Saturday, 12 January 2013

Suspect Global Warming Tales: 2013 - No. 4


The Climate Commission established by the feckless Gillard Government in 2011 and headed up by uber-warmie-scaremonger, Professor Timothy Flannery is supposed to be authoritative, independent and a reliable information source on all things climate.  Yet, on the website, they feature a video from the mega scare-monger, Al Gore, who has recently scooped up millions in oil dollars when he sold his interest in lefty cable station, Current TV to Al Jazeera!
Over at our tax-payer funded and ever-so-balanced ABC, the Government-sponsored scare factory is going overboard trying to stampede the geese. 

Poor old Professor David Karoly obviously has not permitted a report from the British Met Office (sneakily slipped into the public domain on Christmas Eve so it wouldn’t be noticed) to land on his desk.  

Extracts:  The Met Office has admitted that global warming has stalled.
Officials say that by 2017, temperatures will not have risen significantly for nearly 20 years.
They concede that previous forecasts were inaccurate – and have come under fire for attempting to ‘bury bad news’ by publishing the revised data on Christmas Eve.

Dr David Whitehouse, science adviser to the Global Warming Policy Foundation, said: ‘That the global temperature standstill could continue to at least  2017 would mean a 20-year period of  no statistically significant change in global temperatures.
‘Such a period of no increase will pose fundamental problems for climate models. If the latest Met Office prediction is correct, then it will prove to be a lesson in humility.’
What!  No warming for two decades?  That’s going to stuff up the error-ridden computer models the warmists deceptively use to try and convince us the planet is doomed.

It’s quite sickening to think people such as PM Gillard, Greens Leader, Christine Milne and of course, the good Professor must stoop so low as to use normal summer events in Australia to peddle their propaganda. 

Extract from ABC article:

I’ll leave you to make your mind up if the story warrants reading in full!

Heatwave exacerbated by climate change: Climate Commission

AM By Simon Lauder
Updated 2 hours 39 minutes ago

A new report from the Federal Government's Climate Commission says the heatwave and bushfires that have affected Australia this week have been exacerbated by global warming.

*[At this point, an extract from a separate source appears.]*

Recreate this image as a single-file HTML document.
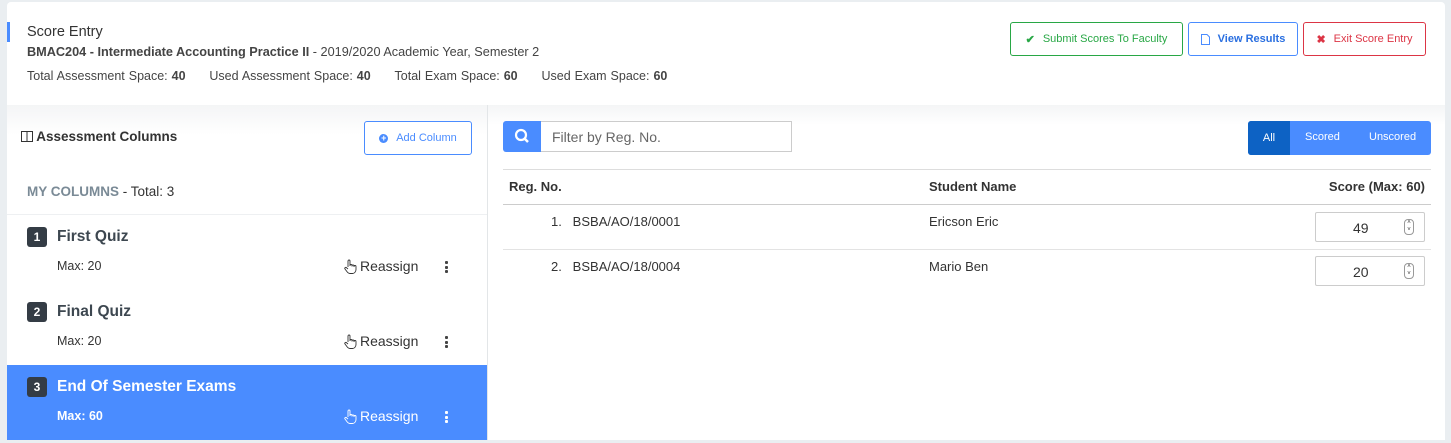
<!DOCTYPE html>
<html><head><style>
*{margin:0;padding:0;box-sizing:border-box}
body{width:1451px;height:443px;background:#eaeef1;font-family:"Liberation Sans",sans-serif;color:#333;position:relative;overflow:hidden}
.a{position:absolute;white-space:nowrap}
.btn{position:absolute;height:34px;border:1px solid;border-radius:3px;background:#fff;font-size:11px;display:flex;align-items:center;justify-content:center;gap:8px}
.badge{position:absolute;width:20px;height:20px;background:#343c45;color:#fff;border-radius:3px;font-size:12px;font-weight:bold;text-align:center;line-height:20px}
.dots{position:absolute;width:3px}
.dots i{display:block;width:3px;height:3px;background:#444;margin-bottom:1.5px;border-radius:1px}
.inp{position:absolute;width:110px;height:30px;border:1px solid #ccc;border-radius:2px;background:#fff;font-size:14px}
.re{position:absolute;font-size:14px;display:flex;align-items:center;gap:3px}
</style></head><body>
<div class="a" style="left:7px;top:2px;width:1438px;height:103px;background:#fff;border-radius:4px 4px 0 0"></div>
<div class="a" style="left:7px;top:22px;width:3px;height:20px;background:#4a8cff"></div>
<div class="a" style="left:27px;top:24px;font-size:14.5px;color:#333">Score Entry</div>
<div class="a" style="left:27px;top:45px;font-size:12.7px;color:#444"><b>BMAC204 - Intermediate Accounting Practice II</b> - 2019/2020 Academic Year, Semester 2</div>
<div class="a" style="left:27px;top:69px;font-size:12.5px;color:#444;word-spacing:0.5px">Total Assessment Space: <b>40</b>&nbsp;&nbsp;&nbsp;&nbsp;&nbsp;&nbsp;Used Assessment Space: <b>40</b>&nbsp;&nbsp;&nbsp;&nbsp;&nbsp;&nbsp;Total Exam Space: <b>60</b>&nbsp;&nbsp;&nbsp;&nbsp;&nbsp;&nbsp;Used Exam Space: <b>60</b></div>
<div class="btn" style="left:1010px;top:22px;width:173px;border-color:#28a745;color:#28a745"><span style="font-weight:bold">✔</span>Submit Scores To Faculty</div>
<div class="btn" style="left:1188px;top:22px;width:110px;border-color:#4a8cff;color:#2a6fe0;font-weight:bold"><svg width="9" height="11"><path d="M0.5 0.5h5.5l2.5 2.5v7.5h-8z" fill="none" stroke="#4a8cff"/></svg>View Results</div>
<div class="btn" style="left:1303px;top:22px;width:123px;border-color:#dc3545;color:#dc3545"><span style="font-weight:bold">✖</span>Exit Score Entry</div>

<div class="a" style="left:7px;top:105px;width:480px;height:335px;background:#fff"></div>
<div class="a" style="left:7px;top:105px;width:480px;height:110px;background:linear-gradient(#f4f5f6,#fff 30px)"></div>
<div class="a" style="left:488px;top:105px;width:957px;height:335px;background:linear-gradient(#f4f5f6,#fff 20px)"></div>
<div class="a" style="left:487px;top:105px;width:1px;height:335px;background:#e3e6e8"></div>
<div class="a" style="left:21px;top:129px;font-size:13.5px;font-weight:bold;color:#333"><span style="display:inline-block;width:12px;height:11px;border:1px solid #333;vertical-align:-1px;background:linear-gradient(90deg,transparent 4.5px,#333 4.5px,#333 5.5px,transparent 5.5px)"></span> Assessment Columns</div>
<div class="btn" style="left:364px;top:121px;width:108px;border-color:#4a8cff;color:#4a8cff;height:34px"><span style="display:inline-block;width:9px;height:9px;border-radius:50%;background:#4a8cff;color:#fff;font-size:9px;line-height:9px;text-align:center;font-weight:bold">+</span>Add Column</div>
<div class="a" style="left:27px;top:184px;font-size:13.5px;color:#333"><span style="color:#7a8a96;font-weight:bold">MY COLUMNS</span> - Total: 3</div>
<div class="a" style="left:7px;top:214px;width:480px;height:1px;background:#eef0f2"></div>

<div class="badge" style="left:27px;top:227px">1</div>
<div class="a" style="left:57px;top:228px;font-size:15.5px;font-weight:bold;color:#3d4750">First Quiz</div>
<div class="a" style="left:57px;top:259px;font-size:12.5px;color:#333">Max: 20</div>
<div class="re" style="left:344px;top:258px;color:#333"><svg width="13" height="15" viewBox="0 0 13 15"><path d="M4 8V2a1 1 0 0 1 2 0v5M6 6.5a1 1 0 0 1 2 0v1M8 7a1 1 0 0 1 2 0v1M10 7.5a1 1 0 0 1 2 0v3c0 2-1.5 4-3.5 4H6c-1.5 0-2.5-1-3.5-2.5L1 10a1 1 0 0 1 1.6-1.2L4 10" fill="none" stroke="#333" stroke-width="0.9"/></svg>Reassign</div>
<div class="dots" style="left:445px;top:261px"><i></i><i></i><i></i></div>

<div class="badge" style="left:27px;top:302px">2</div>
<div class="a" style="left:57px;top:303px;font-size:15.5px;font-weight:bold;color:#3d4750">Final Quiz</div>
<div class="a" style="left:57px;top:334px;font-size:12.5px;color:#333">Max: 20</div>
<div class="re" style="left:344px;top:333px;color:#333"><svg width="13" height="15" viewBox="0 0 13 15"><path d="M4 8V2a1 1 0 0 1 2 0v5M6 6.5a1 1 0 0 1 2 0v1M8 7a1 1 0 0 1 2 0v1M10 7.5a1 1 0 0 1 2 0v3c0 2-1.5 4-3.5 4H6c-1.5 0-2.5-1-3.5-2.5L1 10a1 1 0 0 1 1.6-1.2L4 10" fill="none" stroke="#333" stroke-width="0.9"/></svg>Reassign</div>
<div class="dots" style="left:445px;top:336px"><i></i><i></i><i></i></div>

<div class="a" style="left:7px;top:365px;width:480px;height:75px;background:#4a8cff"></div>
<div class="badge" style="left:27px;top:377px">3</div>
<div class="a" style="left:57px;top:378px;font-size:15.5px;font-weight:bold;color:#fff">End Of Semester Exams</div>
<div class="a" style="left:57px;top:409px;font-size:12.5px;color:#fff;font-weight:bold">Max: 60</div>
<div class="re" style="left:344px;top:408px;color:#fff"><svg width="13" height="15" viewBox="0 0 13 15"><path d="M4 8V2a1 1 0 0 1 2 0v5M6 6.5a1 1 0 0 1 2 0v1M8 7a1 1 0 0 1 2 0v1M10 7.5a1 1 0 0 1 2 0v3c0 2-1.5 4-3.5 4H6c-1.5 0-2.5-1-3.5-2.5L1 10a1 1 0 0 1 1.6-1.2L4 10" fill="none" stroke="#fff" stroke-width="0.9"/></svg>Reassign</div>
<div class="dots" style="left:445px;top:411px"><i style="background:#fff"></i><i style="background:#fff"></i><i style="background:#fff"></i></div>

<div class="a" style="left:503px;top:121px;width:38px;height:31px;background:#4a8cff;border-radius:3px 0 0 3px"><svg width="38" height="31"><circle cx="18" cy="14" r="5" fill="none" stroke="#fff" stroke-width="2.2"/><line x1="21.5" y1="17.5" x2="25" y2="21" stroke="#fff" stroke-width="2.5"/></svg></div>
<div class="a" style="left:541px;top:121px;width:251px;height:31px;border:1px solid #ccc;border-left:0;background:#fff;font-size:14px;color:#666;padding:7px 0 0 11px">Filter by Reg. No.</div>
<div class="a" style="left:1248px;top:121px;width:183px;height:34px;background:#4a8cff;border-radius:3px;color:#fff;font-size:11px"></div>
<div class="a" style="left:1248px;top:121px;width:42px;height:34px;background:#0d62c4;border-radius:3px 0 0 3px;color:#fff;font-size:11px;text-align:center;line-height:34px">All</div>
<div class="a" style="left:1305px;top:131px;font-size:11px;color:#fff">Scored</div>
<div class="a" style="left:1369px;top:131px;font-size:11px;color:#fff">Unscored</div>

<div class="a" style="left:503px;top:169px;width:928px;height:1px;background:#ddd"></div>
<div class="a" style="left:509px;top:179px;font-size:13px;font-weight:bold">Reg. No.</div>
<div class="a" style="left:929px;top:179px;font-size:13px;font-weight:bold">Student Name</div>
<div class="a" style="right:26px;top:179px;font-size:13px;font-weight:bold">Score (Max: 60)</div>
<div class="a" style="left:503px;top:204px;width:928px;height:1px;background:#ccc"></div>
<div class="a" style="left:551px;top:214px;font-size:13px">1.&nbsp;&nbsp;&nbsp;BSBA/AO/18/0001</div>
<div class="a" style="left:929px;top:214px;font-size:13px">Ericson Eric</div>
<div class="inp" style="left:1315px;top:212px"><span class="a" style="left:37px;top:7px">49</span><span class="a" style="left:88px;top:6px;width:10px;height:16px;border:1px solid #999;border-radius:4px;font-size:6px;text-align:center;line-height:7px">˄<br>˅</span></div>
<div class="a" style="left:503px;top:249px;width:928px;height:1px;background:#e3e3e3"></div>
<div class="a" style="left:551px;top:259px;font-size:13px">2.&nbsp;&nbsp;&nbsp;BSBA/AO/18/0004</div>
<div class="a" style="left:929px;top:259px;font-size:13px">Mario Ben</div>
<div class="inp" style="left:1315px;top:256px"><span class="a" style="left:37px;top:7px">20</span><span class="a" style="left:88px;top:6px;width:10px;height:16px;border:1px solid #999;border-radius:4px;font-size:6px;text-align:center;line-height:7px">˄<br>˅</span></div>
</body></html>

The report - Off the Charts: Extreme Australian Summer Heat - warns of more extreme bushfires and hotter, longer, bigger and more frequent heatwaves, due to climate change.

It says the number of record heat days across Australia has doubled since 1960 and more temperature records are likely to be broken as hot conditions continue this summer.

When Prime Minister Julia Gillard linked the heatwave with climate change this week, the acting Opposition Leader Warren Truss said that was utterly simplistic.

But climate change experts have no doubt that climate change is a factor in the current conditions.

The scientific advisor to the Climate Commission, Professor David Karoly, has written the report for the Climate Commission to answer questions about the link between heatwaves and climate change.

Not every summer will be hotter than the one before. In fact this year is markedly hotter than the last couple of years when we had relatively milder and wetter conditions.

But what we are going to find on average is more of the hot extremes and faster increases in the future, over the next 10 and 30 years, that we have seen over the last 30 years - more hot extremes, more heatwaves and more extreme fire conditions.

Climate scientists have been talking about these increases for more than 20 years in Australia. We are now seeing exactly what was predicted more than 20 years ago.

Professor David Karoly
"What we have been able to see is clear evidence of an increasing trend in hot extremes, reductions in cold extremes and with the increases in hot extremes more frequent extreme fire danger day," he said.

"What it means for the Australian summer is an increased frequency of hot extremes, more hot days, more heatwaves and more extreme bushfire days and that's exactly what we've been seeing typically over the last decade and we will see even more frequently in the future."